The state accuses Purdue of misrepresenting its drugs’ risks and targeting doctors with patients addicted to opioids, through hundreds of thousands of sales representative visits between 2008 and 2017. Purdue also allegedly funded third-party publications to help promote its pain medicines. Those tactics tripled prescriptions of Purdue opioids in Illinois during that span and contributed to more than 2,000 fatal opioid overdoses in the state in 2017, according to Illinois Attorney General Kwame Raoul.

“Opioid addiction has destroyed lives and families throughout Illinois. Not only was Purdue aware of the dangers associated with its opioid products, but it downplayed those effects and used the opioid epidemic to increase its profits,” Raoul said in a statement. “In addition to filing this lawsuit, I will continue to collaborate with attorneys general from across the country to investigate and take action against all of those responsible for our nation’s unprecedented opioid crisis.”

In a statement, Purdue denied the lawsuit’s “misleading and damaging” allegations.

“The Illinois attorney general’s complaint contains factual errors and gross distortions and misrepresentations based on highly selective excerpting of language from tens of millions of documents,” the statement added. “The complaint is merely designed to publicly vilify Purdue.”

More than 1,000 municipal, county and state lawsuits have been filed against Purdue in the past few years. Most of the local governments’ complaints have been consolidated in a “multidistrict litigation” process in a federal court in Cleveland.

Connecticut, Massachusetts and New York comprise a few of the states that have sued the company. Those three have also named as defendants eight members of the Sackler family who own the company and who, until recently, served on the company’s board.

“The named defendants are responsible, and they’ll be held to account,” Connecticut Attorney General William Tong said in a recent interview. “This is as serious as it can be, and the scale of the damages and liability is enormous.”

In its largest settlement of the past 10 years, Purdue agreed last month to a $270 million settlement of Oklahoma’s lawsuit. About $200 million — including $75 million donated by the Sacklers — would help establish the National Center for Addiction Studies and Treatment at Oklahoma State University’s campus in Tulsa.

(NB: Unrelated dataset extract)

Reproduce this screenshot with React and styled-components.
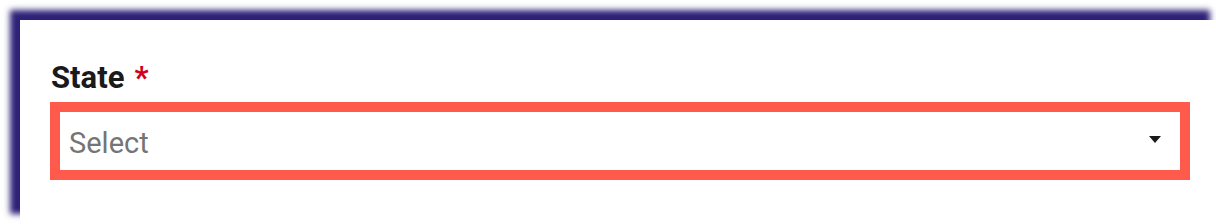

As the lawsuits mount against Purdue and the Sacklers, a growing number of museums are distancing themselves from the family, which is also known for its prolific philanthropy.

In the past month New York’s Guggenheim museum and Britain’s Tate galleries and National Portrait Gallery have said that they would turn down new donations from the Sacklers.

Connecticut-based beneficiaries of the Sacklers include the University of Connecticut, Yale University, Greenwich Hospital and the Palace Theatre in Stamford. So far, those institutions have not cut ties with the family.